» Prompt:
Take every line where the string "screenshot" appears and copy it.

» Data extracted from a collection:
——
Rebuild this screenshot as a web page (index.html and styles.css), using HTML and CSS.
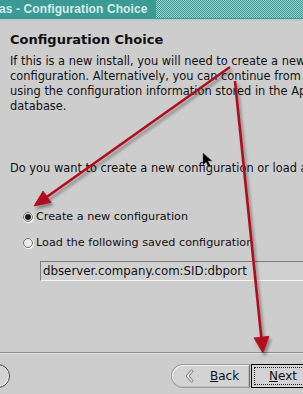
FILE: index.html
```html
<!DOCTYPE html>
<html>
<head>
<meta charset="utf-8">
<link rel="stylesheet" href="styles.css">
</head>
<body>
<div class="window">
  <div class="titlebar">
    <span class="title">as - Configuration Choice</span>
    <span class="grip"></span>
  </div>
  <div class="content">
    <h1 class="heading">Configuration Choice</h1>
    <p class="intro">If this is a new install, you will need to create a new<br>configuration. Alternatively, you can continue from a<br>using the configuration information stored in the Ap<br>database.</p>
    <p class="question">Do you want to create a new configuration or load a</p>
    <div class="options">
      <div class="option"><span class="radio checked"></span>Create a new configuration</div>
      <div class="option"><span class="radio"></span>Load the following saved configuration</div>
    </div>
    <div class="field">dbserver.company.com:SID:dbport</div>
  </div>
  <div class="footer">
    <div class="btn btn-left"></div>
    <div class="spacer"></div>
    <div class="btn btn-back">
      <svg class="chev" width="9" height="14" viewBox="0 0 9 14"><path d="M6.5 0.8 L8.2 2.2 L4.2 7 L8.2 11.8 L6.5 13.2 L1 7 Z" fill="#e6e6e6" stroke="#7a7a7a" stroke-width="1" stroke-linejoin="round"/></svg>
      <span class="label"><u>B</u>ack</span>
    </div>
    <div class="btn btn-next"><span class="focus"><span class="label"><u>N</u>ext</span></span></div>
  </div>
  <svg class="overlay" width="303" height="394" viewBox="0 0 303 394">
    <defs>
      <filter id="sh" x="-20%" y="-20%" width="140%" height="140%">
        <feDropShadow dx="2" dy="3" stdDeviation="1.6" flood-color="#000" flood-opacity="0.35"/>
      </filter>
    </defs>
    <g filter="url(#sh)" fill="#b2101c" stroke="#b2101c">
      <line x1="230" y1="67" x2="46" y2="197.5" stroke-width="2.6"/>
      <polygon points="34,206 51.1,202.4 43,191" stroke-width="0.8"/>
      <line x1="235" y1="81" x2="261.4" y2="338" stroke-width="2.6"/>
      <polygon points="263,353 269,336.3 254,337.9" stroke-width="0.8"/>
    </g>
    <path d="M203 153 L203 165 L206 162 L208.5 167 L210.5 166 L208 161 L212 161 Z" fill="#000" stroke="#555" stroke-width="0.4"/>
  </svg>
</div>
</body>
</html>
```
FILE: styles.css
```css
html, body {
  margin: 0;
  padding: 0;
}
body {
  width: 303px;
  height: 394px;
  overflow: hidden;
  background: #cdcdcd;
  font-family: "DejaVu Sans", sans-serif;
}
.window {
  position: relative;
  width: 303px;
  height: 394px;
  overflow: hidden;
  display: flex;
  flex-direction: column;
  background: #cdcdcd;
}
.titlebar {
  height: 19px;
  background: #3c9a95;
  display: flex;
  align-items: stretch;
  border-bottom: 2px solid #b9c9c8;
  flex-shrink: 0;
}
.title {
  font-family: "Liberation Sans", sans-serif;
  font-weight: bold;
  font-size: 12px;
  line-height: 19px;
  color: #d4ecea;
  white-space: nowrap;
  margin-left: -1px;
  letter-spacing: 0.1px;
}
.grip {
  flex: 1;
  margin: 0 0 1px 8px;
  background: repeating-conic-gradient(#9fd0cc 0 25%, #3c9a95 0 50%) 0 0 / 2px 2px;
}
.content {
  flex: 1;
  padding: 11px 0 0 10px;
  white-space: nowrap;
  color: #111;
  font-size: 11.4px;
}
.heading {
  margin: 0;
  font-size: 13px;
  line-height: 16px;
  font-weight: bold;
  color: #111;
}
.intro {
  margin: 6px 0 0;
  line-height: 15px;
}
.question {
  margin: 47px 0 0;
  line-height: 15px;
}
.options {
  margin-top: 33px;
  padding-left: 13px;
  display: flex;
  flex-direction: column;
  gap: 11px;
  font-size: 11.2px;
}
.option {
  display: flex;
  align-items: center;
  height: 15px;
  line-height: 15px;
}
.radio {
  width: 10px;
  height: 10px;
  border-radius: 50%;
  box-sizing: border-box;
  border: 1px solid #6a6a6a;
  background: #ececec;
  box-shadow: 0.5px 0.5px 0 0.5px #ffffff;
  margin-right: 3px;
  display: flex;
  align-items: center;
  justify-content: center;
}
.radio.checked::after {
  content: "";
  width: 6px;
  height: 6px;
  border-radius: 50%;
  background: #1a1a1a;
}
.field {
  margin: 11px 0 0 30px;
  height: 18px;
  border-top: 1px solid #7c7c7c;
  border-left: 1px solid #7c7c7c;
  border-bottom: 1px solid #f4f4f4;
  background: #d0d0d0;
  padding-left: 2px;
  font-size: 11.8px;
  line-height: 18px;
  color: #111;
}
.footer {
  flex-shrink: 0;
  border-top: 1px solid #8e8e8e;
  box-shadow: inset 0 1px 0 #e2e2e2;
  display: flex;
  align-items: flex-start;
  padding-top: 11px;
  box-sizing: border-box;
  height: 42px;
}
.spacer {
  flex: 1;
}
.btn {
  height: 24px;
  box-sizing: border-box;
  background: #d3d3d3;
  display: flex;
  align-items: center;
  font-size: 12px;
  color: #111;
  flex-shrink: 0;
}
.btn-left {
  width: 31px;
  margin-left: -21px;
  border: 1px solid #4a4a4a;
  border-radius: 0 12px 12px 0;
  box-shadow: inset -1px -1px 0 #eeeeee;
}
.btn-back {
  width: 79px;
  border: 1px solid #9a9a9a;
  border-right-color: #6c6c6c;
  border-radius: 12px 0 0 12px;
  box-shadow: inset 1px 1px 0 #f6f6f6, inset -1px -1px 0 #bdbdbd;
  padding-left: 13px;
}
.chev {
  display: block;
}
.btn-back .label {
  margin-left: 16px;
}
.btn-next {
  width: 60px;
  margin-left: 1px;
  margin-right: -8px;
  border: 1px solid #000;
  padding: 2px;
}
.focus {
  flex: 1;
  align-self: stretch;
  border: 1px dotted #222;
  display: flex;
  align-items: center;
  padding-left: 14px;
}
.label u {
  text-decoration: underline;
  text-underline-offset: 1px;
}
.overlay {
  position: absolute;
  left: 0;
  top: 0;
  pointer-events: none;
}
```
——
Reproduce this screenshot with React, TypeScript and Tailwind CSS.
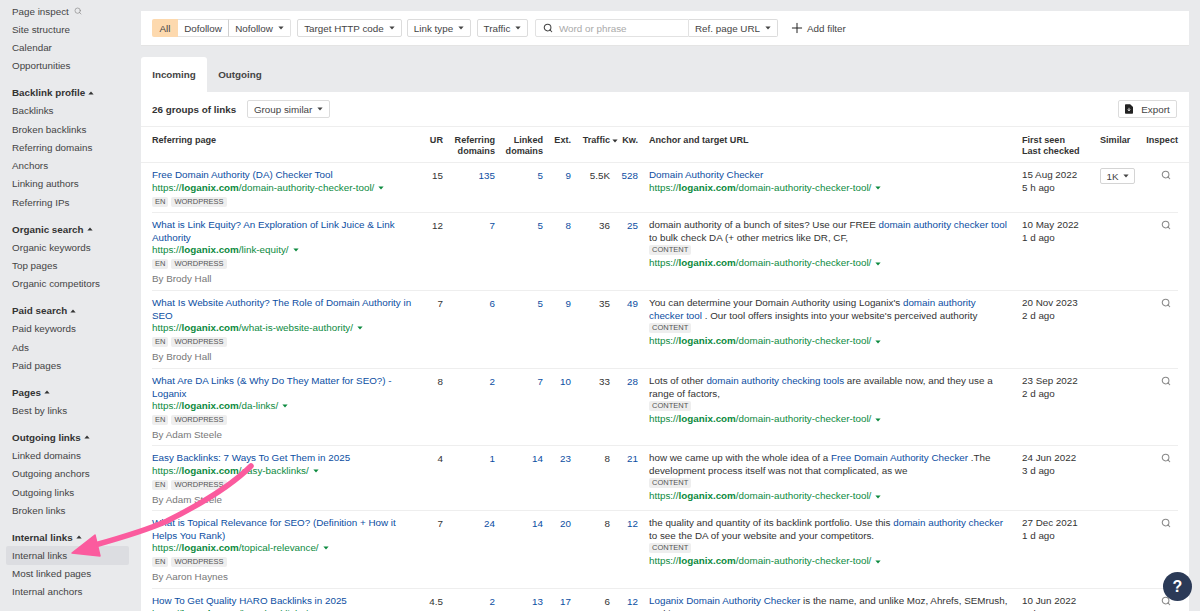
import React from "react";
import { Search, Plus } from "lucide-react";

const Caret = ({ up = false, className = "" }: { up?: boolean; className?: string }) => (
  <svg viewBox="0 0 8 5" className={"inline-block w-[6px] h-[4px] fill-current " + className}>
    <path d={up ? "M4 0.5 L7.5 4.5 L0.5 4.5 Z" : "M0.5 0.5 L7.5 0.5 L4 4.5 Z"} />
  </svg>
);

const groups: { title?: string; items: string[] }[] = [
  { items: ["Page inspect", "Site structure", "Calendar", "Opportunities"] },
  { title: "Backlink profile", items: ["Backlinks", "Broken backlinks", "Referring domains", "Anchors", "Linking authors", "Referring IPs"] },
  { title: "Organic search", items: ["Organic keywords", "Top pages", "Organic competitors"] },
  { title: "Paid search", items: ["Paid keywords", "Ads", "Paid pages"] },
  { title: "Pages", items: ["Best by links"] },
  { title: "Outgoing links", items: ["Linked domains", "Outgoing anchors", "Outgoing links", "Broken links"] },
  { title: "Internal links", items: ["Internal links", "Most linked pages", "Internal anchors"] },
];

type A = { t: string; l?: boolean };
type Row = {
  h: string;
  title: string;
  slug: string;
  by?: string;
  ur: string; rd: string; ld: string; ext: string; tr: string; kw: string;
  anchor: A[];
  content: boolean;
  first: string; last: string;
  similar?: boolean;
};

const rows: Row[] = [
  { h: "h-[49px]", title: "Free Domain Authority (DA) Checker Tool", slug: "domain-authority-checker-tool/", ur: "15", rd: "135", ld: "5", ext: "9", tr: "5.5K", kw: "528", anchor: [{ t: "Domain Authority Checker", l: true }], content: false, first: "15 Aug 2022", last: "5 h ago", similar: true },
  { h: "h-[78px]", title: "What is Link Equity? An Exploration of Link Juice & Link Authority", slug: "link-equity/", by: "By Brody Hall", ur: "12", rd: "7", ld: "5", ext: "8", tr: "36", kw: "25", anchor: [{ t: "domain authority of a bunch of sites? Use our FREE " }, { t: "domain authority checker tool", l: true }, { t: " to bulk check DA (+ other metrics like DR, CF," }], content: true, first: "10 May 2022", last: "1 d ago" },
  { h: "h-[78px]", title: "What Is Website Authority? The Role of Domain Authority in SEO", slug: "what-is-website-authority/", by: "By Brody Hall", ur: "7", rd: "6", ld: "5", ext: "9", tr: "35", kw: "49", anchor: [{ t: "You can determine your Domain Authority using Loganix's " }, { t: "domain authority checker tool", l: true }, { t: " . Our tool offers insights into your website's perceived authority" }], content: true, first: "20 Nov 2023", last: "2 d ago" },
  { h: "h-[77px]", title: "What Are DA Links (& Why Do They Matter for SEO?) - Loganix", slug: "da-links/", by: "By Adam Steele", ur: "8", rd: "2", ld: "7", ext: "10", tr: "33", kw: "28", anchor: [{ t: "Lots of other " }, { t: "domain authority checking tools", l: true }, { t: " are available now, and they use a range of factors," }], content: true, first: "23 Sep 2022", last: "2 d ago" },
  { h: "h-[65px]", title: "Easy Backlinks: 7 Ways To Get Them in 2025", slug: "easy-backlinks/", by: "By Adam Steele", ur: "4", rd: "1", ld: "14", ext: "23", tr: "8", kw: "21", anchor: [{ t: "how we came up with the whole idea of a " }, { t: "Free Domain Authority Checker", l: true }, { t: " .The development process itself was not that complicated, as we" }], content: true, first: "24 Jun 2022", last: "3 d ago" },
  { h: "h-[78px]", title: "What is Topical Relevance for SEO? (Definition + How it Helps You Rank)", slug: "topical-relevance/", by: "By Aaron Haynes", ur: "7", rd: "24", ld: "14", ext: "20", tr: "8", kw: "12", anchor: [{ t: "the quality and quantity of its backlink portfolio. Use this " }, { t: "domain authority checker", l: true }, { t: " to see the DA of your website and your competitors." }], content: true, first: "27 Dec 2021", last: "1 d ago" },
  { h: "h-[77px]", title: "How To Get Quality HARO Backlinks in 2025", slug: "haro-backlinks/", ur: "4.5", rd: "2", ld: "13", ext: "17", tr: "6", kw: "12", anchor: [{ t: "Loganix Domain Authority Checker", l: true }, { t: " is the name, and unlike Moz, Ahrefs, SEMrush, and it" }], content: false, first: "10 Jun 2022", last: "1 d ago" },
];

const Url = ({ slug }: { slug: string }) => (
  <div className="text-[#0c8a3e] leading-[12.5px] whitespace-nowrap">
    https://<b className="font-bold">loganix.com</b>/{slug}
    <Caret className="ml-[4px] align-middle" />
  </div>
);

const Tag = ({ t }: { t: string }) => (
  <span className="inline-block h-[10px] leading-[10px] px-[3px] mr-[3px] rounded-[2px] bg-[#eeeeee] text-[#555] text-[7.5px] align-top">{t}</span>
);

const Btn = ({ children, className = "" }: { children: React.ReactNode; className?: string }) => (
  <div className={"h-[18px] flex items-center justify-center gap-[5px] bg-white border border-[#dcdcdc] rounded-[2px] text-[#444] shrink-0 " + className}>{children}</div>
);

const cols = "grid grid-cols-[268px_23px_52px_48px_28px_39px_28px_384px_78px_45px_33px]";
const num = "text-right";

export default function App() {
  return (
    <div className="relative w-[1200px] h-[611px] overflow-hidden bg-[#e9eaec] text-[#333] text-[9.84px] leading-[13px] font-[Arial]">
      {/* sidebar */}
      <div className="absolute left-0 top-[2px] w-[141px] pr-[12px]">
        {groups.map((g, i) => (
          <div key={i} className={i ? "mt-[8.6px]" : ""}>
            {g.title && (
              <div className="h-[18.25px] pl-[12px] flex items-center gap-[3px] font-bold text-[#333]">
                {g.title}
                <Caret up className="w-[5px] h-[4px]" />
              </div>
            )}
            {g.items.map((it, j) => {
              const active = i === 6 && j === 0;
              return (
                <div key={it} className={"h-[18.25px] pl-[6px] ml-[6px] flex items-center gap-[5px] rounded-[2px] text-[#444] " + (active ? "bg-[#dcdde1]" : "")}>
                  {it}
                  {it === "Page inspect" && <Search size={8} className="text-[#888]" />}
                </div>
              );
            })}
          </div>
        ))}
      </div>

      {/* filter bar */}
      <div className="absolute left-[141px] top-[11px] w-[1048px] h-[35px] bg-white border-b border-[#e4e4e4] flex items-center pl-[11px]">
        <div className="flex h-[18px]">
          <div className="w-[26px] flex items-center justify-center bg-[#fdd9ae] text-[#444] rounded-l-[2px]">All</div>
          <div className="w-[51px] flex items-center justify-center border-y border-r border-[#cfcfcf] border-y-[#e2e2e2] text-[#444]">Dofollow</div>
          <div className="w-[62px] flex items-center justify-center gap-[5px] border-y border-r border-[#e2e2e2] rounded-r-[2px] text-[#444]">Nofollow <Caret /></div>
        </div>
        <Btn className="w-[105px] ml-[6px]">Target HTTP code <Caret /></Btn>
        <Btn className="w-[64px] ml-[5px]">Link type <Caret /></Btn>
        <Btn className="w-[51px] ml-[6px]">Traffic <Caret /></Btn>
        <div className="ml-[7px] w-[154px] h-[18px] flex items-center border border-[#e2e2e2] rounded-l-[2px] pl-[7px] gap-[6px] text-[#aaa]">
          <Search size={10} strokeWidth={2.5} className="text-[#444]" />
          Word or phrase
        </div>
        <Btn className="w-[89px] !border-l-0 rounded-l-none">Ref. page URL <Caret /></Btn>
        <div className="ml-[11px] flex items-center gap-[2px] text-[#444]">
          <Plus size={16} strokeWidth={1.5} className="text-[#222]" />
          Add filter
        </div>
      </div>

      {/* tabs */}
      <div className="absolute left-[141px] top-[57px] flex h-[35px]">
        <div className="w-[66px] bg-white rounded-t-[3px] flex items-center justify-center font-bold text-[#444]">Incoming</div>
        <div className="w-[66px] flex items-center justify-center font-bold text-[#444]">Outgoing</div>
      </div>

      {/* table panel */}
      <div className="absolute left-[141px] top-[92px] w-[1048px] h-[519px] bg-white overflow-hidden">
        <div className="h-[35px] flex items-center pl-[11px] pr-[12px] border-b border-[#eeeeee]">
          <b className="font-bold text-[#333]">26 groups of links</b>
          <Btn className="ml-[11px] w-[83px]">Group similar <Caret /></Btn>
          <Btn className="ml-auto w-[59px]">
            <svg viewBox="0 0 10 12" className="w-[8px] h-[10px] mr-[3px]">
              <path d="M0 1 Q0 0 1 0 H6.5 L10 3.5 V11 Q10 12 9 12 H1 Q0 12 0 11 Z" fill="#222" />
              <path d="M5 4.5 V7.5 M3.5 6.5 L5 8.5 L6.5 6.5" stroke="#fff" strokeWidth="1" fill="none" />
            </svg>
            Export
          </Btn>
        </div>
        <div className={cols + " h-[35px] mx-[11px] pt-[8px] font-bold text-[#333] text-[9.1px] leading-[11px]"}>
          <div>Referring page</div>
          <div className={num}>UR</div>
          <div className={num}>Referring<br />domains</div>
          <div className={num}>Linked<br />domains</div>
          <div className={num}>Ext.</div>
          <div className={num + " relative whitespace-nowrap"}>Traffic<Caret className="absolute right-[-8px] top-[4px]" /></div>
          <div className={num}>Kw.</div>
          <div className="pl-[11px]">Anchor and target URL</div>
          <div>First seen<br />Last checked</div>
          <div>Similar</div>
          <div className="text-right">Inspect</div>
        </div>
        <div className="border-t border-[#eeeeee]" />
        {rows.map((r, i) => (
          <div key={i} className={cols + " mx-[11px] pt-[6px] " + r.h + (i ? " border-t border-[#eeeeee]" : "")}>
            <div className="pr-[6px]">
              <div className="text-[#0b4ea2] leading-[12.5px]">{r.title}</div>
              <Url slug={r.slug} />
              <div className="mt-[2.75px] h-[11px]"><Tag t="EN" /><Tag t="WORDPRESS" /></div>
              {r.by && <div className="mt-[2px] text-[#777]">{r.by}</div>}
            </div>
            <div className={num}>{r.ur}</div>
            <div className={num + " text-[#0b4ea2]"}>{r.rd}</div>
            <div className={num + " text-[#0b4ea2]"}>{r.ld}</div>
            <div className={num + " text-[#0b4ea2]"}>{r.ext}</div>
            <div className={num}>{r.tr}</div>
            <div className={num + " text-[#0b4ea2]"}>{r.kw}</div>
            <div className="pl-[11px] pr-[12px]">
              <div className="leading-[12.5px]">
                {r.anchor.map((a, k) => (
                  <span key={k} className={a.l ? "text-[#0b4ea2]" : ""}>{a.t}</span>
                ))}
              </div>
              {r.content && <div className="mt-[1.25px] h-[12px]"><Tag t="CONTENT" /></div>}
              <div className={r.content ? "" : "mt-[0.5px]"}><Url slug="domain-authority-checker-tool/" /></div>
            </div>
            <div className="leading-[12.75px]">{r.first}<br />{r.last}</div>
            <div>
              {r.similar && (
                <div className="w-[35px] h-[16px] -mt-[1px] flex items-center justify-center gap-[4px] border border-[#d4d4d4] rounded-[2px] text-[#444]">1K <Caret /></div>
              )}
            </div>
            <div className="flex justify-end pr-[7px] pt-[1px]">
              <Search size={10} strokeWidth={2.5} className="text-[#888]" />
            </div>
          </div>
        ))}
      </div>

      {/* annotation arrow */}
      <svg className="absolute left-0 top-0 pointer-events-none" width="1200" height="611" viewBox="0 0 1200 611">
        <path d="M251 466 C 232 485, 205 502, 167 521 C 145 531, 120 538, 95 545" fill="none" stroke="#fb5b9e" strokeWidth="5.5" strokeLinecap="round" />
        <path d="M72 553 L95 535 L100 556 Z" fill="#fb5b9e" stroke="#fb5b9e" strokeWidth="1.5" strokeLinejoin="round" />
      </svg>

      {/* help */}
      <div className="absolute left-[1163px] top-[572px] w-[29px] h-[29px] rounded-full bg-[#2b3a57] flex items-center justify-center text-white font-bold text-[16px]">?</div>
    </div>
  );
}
——
» Problem solution:
Rebuild this screenshot as a web page (index.html and styles.css), using HTML and CSS.
Reproduce this screenshot with React, TypeScript and Tailwind CSS.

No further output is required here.